What this task involves: From the records below, copy every line that contains the word "components".

Information given:
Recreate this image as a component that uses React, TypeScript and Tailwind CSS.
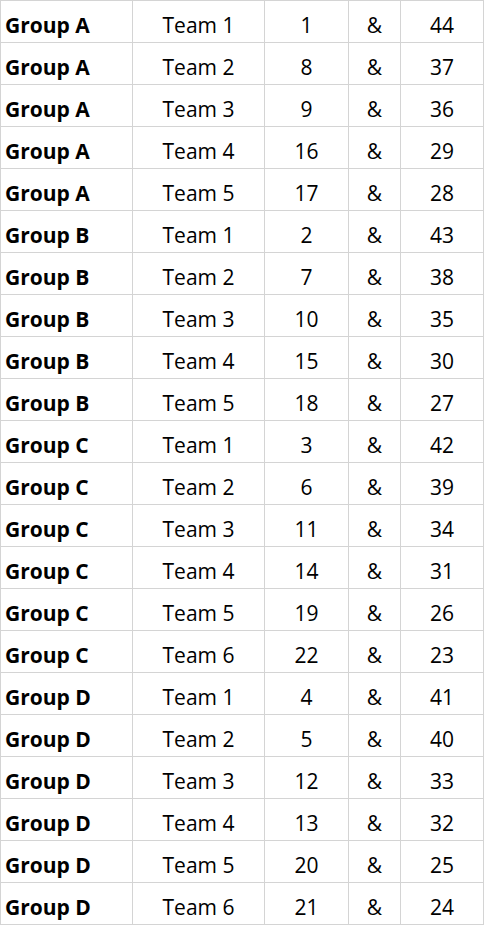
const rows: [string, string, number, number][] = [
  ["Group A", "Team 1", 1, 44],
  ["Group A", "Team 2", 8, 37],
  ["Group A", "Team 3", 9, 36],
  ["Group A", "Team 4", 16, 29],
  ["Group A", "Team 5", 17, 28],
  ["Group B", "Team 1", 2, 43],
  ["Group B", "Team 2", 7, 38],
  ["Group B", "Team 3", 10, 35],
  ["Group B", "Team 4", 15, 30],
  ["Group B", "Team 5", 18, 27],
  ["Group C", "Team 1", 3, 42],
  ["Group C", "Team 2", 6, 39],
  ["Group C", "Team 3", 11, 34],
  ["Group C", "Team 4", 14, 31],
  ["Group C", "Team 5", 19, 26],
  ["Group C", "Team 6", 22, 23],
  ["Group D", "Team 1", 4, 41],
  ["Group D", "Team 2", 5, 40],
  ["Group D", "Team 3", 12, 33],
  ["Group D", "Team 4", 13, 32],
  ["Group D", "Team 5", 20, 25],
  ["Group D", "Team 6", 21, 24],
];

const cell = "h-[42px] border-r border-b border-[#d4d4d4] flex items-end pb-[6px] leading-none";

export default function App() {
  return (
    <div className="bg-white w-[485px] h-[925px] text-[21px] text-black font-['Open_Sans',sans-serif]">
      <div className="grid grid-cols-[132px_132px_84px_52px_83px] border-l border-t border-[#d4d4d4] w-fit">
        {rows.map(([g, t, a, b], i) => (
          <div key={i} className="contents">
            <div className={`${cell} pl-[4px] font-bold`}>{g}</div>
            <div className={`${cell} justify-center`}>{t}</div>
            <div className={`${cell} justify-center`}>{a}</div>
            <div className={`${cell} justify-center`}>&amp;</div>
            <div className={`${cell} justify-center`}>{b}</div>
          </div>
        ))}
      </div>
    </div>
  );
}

* * *

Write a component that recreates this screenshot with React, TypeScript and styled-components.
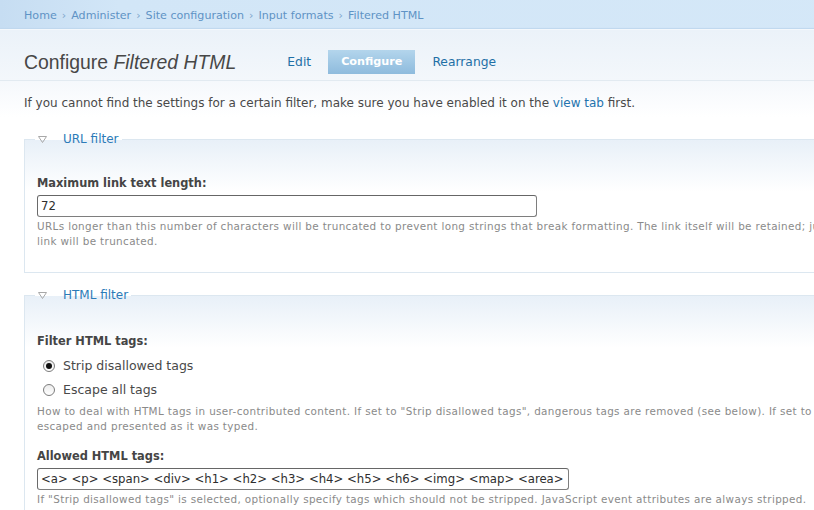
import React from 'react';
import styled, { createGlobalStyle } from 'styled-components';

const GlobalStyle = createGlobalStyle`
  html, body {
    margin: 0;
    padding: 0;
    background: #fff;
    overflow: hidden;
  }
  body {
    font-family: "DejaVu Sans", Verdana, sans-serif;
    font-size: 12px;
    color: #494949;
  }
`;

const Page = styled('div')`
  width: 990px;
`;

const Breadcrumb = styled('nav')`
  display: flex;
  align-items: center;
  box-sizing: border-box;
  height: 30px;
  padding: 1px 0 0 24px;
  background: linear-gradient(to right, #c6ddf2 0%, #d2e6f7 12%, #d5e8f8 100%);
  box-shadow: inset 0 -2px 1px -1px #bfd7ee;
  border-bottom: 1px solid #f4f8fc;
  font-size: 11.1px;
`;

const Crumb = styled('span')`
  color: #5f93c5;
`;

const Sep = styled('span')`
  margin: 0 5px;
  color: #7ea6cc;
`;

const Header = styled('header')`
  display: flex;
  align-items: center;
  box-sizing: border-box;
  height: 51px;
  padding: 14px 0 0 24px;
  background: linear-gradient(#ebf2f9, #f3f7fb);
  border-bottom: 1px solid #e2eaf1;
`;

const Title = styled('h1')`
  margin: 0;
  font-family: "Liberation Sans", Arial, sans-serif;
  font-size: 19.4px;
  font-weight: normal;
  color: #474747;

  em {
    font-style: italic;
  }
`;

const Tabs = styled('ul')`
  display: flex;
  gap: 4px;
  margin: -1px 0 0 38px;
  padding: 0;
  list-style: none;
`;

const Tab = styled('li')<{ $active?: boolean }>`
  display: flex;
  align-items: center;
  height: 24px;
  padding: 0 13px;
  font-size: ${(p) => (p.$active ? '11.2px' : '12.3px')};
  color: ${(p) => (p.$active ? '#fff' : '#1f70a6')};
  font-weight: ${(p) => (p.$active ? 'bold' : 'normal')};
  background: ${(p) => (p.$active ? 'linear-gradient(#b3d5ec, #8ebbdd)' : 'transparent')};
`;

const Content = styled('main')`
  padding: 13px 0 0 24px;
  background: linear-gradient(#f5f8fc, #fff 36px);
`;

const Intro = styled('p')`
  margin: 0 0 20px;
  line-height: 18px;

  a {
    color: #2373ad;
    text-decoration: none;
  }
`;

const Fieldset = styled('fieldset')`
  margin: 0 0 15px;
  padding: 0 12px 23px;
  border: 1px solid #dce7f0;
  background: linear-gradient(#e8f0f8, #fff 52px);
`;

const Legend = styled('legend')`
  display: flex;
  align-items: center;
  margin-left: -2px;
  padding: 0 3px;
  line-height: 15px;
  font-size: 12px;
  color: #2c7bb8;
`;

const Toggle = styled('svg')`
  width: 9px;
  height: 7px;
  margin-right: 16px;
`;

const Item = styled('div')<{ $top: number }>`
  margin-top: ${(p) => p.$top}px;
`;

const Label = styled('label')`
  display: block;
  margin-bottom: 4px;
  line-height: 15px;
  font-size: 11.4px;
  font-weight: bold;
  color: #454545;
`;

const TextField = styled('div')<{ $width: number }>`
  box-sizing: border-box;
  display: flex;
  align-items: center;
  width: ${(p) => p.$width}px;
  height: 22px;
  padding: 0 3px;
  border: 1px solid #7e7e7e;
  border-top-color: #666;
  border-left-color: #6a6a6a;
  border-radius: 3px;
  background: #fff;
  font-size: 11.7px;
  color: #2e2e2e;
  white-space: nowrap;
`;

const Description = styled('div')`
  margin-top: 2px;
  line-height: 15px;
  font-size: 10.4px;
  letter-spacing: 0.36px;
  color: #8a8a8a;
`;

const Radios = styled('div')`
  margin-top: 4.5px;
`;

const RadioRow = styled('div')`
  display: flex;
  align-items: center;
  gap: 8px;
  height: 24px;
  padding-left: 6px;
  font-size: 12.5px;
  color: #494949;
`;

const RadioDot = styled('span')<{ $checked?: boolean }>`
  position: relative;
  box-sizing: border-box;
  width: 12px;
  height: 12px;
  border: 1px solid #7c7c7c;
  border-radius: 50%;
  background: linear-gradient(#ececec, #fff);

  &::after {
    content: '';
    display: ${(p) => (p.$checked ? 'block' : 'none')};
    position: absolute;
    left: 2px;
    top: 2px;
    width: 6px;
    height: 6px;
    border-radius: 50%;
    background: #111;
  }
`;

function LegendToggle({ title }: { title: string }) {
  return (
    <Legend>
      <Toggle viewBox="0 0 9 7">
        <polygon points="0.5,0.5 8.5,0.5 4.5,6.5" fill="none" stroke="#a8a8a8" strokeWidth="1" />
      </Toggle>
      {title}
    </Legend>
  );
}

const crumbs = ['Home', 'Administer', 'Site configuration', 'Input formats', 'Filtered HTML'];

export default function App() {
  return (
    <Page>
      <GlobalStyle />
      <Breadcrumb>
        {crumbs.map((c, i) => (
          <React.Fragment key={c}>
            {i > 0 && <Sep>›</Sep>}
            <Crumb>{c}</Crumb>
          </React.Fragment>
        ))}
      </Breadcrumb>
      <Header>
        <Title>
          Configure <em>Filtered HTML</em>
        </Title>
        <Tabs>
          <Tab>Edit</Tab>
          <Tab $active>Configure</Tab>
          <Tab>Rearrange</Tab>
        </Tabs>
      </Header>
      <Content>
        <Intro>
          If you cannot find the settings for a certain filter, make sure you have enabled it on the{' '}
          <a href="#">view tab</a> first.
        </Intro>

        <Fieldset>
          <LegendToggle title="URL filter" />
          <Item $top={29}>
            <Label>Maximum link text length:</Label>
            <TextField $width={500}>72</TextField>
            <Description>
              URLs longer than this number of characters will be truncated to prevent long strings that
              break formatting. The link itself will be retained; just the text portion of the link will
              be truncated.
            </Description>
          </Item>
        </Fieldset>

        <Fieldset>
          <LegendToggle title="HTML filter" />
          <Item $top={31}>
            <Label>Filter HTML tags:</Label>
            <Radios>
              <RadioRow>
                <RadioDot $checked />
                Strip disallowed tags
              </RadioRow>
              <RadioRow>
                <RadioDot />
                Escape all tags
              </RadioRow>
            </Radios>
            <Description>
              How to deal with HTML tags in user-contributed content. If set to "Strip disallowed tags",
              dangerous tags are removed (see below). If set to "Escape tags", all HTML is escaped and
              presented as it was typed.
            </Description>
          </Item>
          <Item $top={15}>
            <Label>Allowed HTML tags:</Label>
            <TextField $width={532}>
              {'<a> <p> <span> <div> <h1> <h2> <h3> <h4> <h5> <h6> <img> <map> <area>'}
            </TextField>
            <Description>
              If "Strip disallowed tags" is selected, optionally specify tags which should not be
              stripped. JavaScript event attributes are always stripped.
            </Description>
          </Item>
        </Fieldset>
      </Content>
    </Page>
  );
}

* * *

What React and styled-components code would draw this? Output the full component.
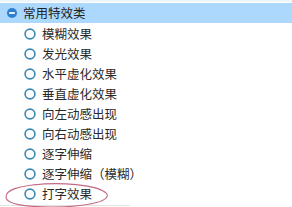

Task solution:
Write a component that recreates this screenshot with React, TypeScript and styled-components.
import styled, { createGlobalStyle } from 'styled-components';
What React and styled-components code would draw this? Output the full component.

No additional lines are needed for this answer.